I am not concerned with the various hazards emerging from not using sessions. I just want to understand why a majority-committed write is visible to a change stream but not visible to an aggregation happening strictly after the event was received.
To be clear, there might still be an unrelated bug in my code base. Nevertheless, I want to sharpen my understanding of MongoDB commit semantics. That said, my question basically boils down to:
Will a majority-committed write be visible globally and immediately, to all clients reading only majority-committed data?
Kind regards
Johannes
Shane
(Shane Harvey)
2
Will a majority-committed write be visible globally and immediately, to all clients reading only majority-committed data?
I believe the answer is only yes if the read happens on the primary. If the read happens on a secondary, then it may return data from an earlier majority commit point. If you change your app to use Read Preference Primary, I would expect this error to go away.
Johannes_R
(Johannes R)
3
Hi Shane. Thank you for your response.
In the meantime I investigated this issue a bit more and came to a similar conclusion. As a side note, I am using using Read Preference = nearest in order to decrease the load the primary has to handle.
While trying to find a fix for my issue, I was reading about client sessions and advance_cluster_time/advance_operation_time.
Acording to my understanding of the docs, the example above would have to use two sessions as
A single ClientSession cannot be used to run multiple operations concurrently.

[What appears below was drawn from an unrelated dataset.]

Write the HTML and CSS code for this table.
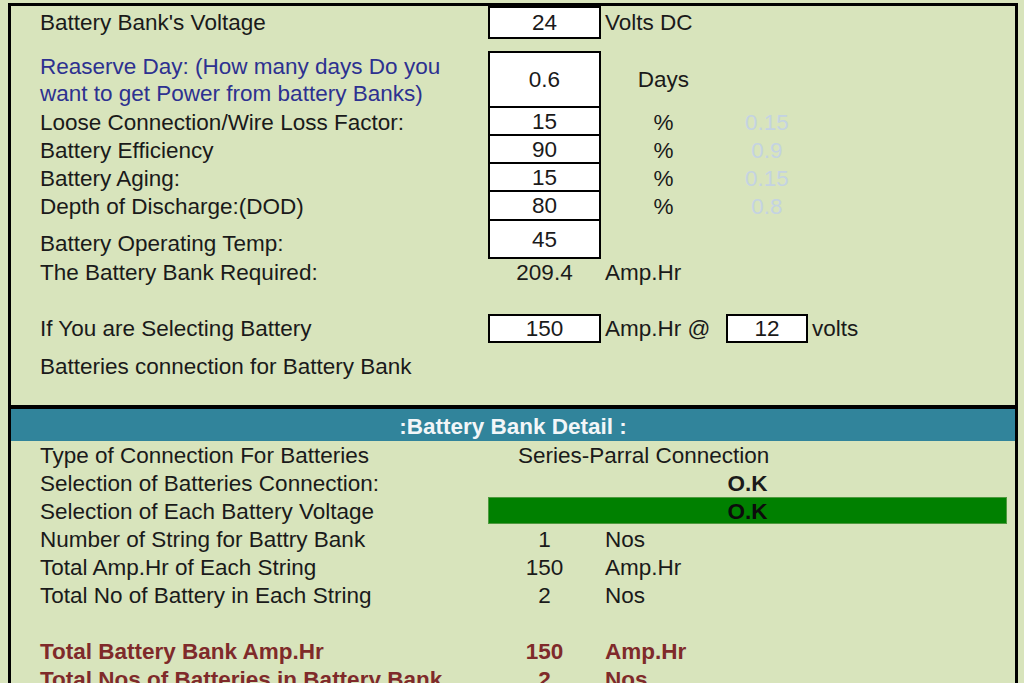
FILE: index.html
```html
<!DOCTYPE html>
<html>
<head>
<meta charset="utf-8">
<link rel="stylesheet" href="styles.css">
</head>
<body>
<div class="sheet">
  <div class="top">
    <div class="row h33">
      <div class="lbl">Battery Bank's Voltage</div>
      <div class="box">24</div>
      <div class="unit-l">Volts DC</div>
    </div>
    <div class="gap12"></div>
    <div class="row h57">
      <div class="lbl blue">Reaserve Day: (How many days Do you<br>want to get Power from battery Banks)</div>
      <div class="box">0.6</div>
      <div class="unit-c">Days</div>
    </div>
    <div class="row h28">
      <div class="lbl">Loose Connection/Wire Loss Factor:</div>
      <div class="box nt">15</div>
      <div class="unit-c">%</div>
      <div class="faint">0.15</div>
    </div>
    <div class="row h28">
      <div class="lbl">Battery Efficiency</div>
      <div class="box nt">90</div>
      <div class="unit-c">%</div>
      <div class="faint">0.9</div>
    </div>
    <div class="row h28">
      <div class="lbl">Battery Aging:</div>
      <div class="box nt">15</div>
      <div class="unit-c">%</div>
      <div class="faint">0.15</div>
    </div>
    <div class="row h29">
      <div class="lbl">Depth of Discharge:(DOD)</div>
      <div class="box nt">80</div>
      <div class="unit-c">%</div>
      <div class="faint">0.8</div>
    </div>
    <div class="row h38 bottom">
      <div class="lbl">Battery Operating Temp:</div>
      <div class="box nt">45</div>
    </div>
    <div class="row h26">
      <div class="lbl">The Battery Bank Required:</div>
      <div class="val">209.4</div>
      <div class="unit-l">Amp.Hr</div>
    </div>
    <div class="row h29"></div>
    <div class="row h29">
      <div class="lbl">If You are Selecting Battery</div>
      <div class="box">150</div>
      <div class="unit-l">Amp.Hr @</div>
      <div class="box">12</div>
      <div class="unit-l">volts</div>
    </div>
    <div class="row h46">
      <div class="lbl">Batteries connection for Battery Bank</div>
    </div>
    <div class="gap16"></div>
  </div>

  <div class="detail">
    <div class="hdr">:Battery Bank Detail :</div>
    <div class="drow">
      <div class="lbl">Type of Connection For Batteries</div>
      <div class="span2 pad30">Series-Parral Connection</div>
    </div>
    <div class="drow">
      <div class="lbl">Selection of Batteries Connection:</div>
      <div class="span2 ok">O.K</div>
    </div>
    <div class="drow">
      <div class="lbl">Selection of Each Battery Voltage</div>
      <div class="span2 ok green">O.K</div>
    </div>
    <div class="drow">
      <div class="lbl">Number of String for Battry Bank</div>
      <div class="val">1</div>
      <div class="unit-l">Nos</div>
    </div>
    <div class="drow">
      <div class="lbl">Total Amp.Hr of Each String</div>
      <div class="val">150</div>
      <div class="unit-l">Amp.Hr</div>
    </div>
    <div class="drow">
      <div class="lbl">Total No of Battery in Each String</div>
      <div class="val">2</div>
      <div class="unit-l">Nos</div>
    </div>
    <div class="drow"></div>
    <div class="drow red">
      <div class="lbl">Total Battery Bank Amp.Hr</div>
      <div class="val">150</div>
      <div class="unit-l">Amp.Hr</div>
    </div>
    <div class="drow red">
      <div class="lbl">Total Nos of Batteries in Battery Bank</div>
      <div class="val">2</div>
      <div class="unit-l">Nos</div>
    </div>
  </div>
</div>
</body>
</html>
```
FILE: styles.css
```css
html, body {
  margin: 0;
  padding: 0;
  background: #d8e4bc;
  overflow: hidden;
}
body {
  font-family: "Liberation Sans", Arial, sans-serif;
  font-size: 22.5px;
  color: #1a1a1a;
  width: 1024px;
  height: 683px;
}
.sheet {
  margin: 3px 0 0 8px;
  width: 1010px;
  box-sizing: border-box;
  border: 3px solid #000;
  border-bottom: 0;
  height: 700px;
}
.top {
  padding-left: 29px;
}
.row {
  display: grid;
  grid-template-columns: 448px 113px 125px 82px 1fr;
  grid-template-rows: 100%;
  align-items: center;
}
.row > div {
  padding-top: 1px;
}
.row.bottom .lbl {
  align-self: end;
  padding-bottom: 2px;
}
.h26 { height: 26px; }
.h28 { height: 28px; }
.h29 { height: 29px; }
.h33 { height: 33px; }
.h38 { height: 38px; }
.h46 { height: 46px; }
.h57 { height: 57px; }
.gap12 { height: 12px; }
.gap16 { height: 16px; }

.lbl {
  white-space: nowrap;
}
.blue {
  color: #2d3190;
  line-height: 27px;
}
.box {
  align-self: stretch;
  display: flex;
  align-items: center;
  justify-content: center;
  background: #fff;
  border: 2px solid #000;
  box-sizing: border-box;
}
.box.nt {
  border-top: 0;
}
.val {
  text-align: center;
}
.unit-l {
  padding-left: 4px;
  white-space: nowrap;
}
.unit-c {
  text-align: center;
}
.faint {
  text-align: center;
  color: #c4d3e2;
}

.detail {
  border-top: 4px solid #000;
}
.hdr {
  height: 32px;
  box-sizing: border-box;
  padding-top: 4px;
  background: #31849b;
  color: #f2f6f8;
  font-weight: bold;
  display: flex;
  align-items: center;
  justify-content: center;
}
.drow {
  display: grid;
  grid-template-columns: 448px 113px 1fr;
  grid-template-rows: 28px;
  align-items: end;
  line-height: 26px;
  height: 28px;
  box-sizing: border-box;
  padding-left: 29px;
  padding-right: 8px;
}
.span2 {
  grid-column: 2 / 4;
  white-space: nowrap;
}
.pad30 {
  padding-left: 30px;
}
.ok {
  text-align: center;
  font-weight: bold;
}
.green {
  align-self: stretch;
  display: flex;
  align-items: center;
  justify-content: center;
  line-height: 22px;
  padding-top: 2px;
  background: #008000;
  border: 1px solid #4f9a3f;
  margin-bottom: 1px;
  box-sizing: border-box;
  color: #0c0c0c;
}
.red {
  color: #7f2a2a;
  font-weight: bold;
}
```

(stated here. Am I understanding this correctly? Is the aggregate considered a concurrent operation when the watch is still lingering?)
Concluding from the statement above, I have to wrap the watch in a session s1 . Upon receiving an event, I then have to create a new session s2 , advance its time and then run the aggregate in it like this:
s1 = await motorClient.start_session()
event = await motorCollection.watch(
pipeline=[
{"$match": {"updateDescription.updatedFields.myField": {"$exists": True}}}
],
full_document=None,
session=s1
).next()
s2 = await motorClient.start_session()
s2.advance_cluster_time(s1.cluster_time)
s2.advance_operation_time(s1.operation_time)
fetched = await motorCollection.aggregate(
pipeline=[
{"$match": {"_id": event["documentKey"]["_id"]}}
],
session=s2
).next()
assert fetched.get("myField")
(analogous to the second example from here)
I was under the impression, that exactly this behavior would be required to be done by MotorClient as the spec suggests. But reading it a second time, I understand that the internal machinery concerned with gossiping the cluster time does not give any (implicit) causality guarantees to the user. Rather, it merely gets/sets the top level $clusterTime key, which is for internal use only. For causality, a majority read concern is not enough as it only gives durability (and no causality) guarantees. I have to use afterClusterTime (which is set automatically when using sessions) for this. Correct?
Shane
(Shane Harvey)
4
Your code and conclusion are correct. As an optimization, it should be possible to use the clusterTime field from the change stream event itself for advance_operation_time which should decrease the latency on the secondary read, for example:
s2 = await motorClient.start_session()
s2.advance_cluster_time(s1.cluster_time)
s2.advance_operation_time(event["clusterTime"])
See https://www.mongodb.com/docs/manual/reference/change-events/insert/ fro the event “clusterTime” field.
PS. The naming of cluster_time, operation_time, the event’s clusterTime, and readConcern’s afterClusterTime is unfortunately inconsistent and confusing.
system
(system)
Closed
5
This topic was automatically closed 5 days after the last reply. New replies are no longer allowed.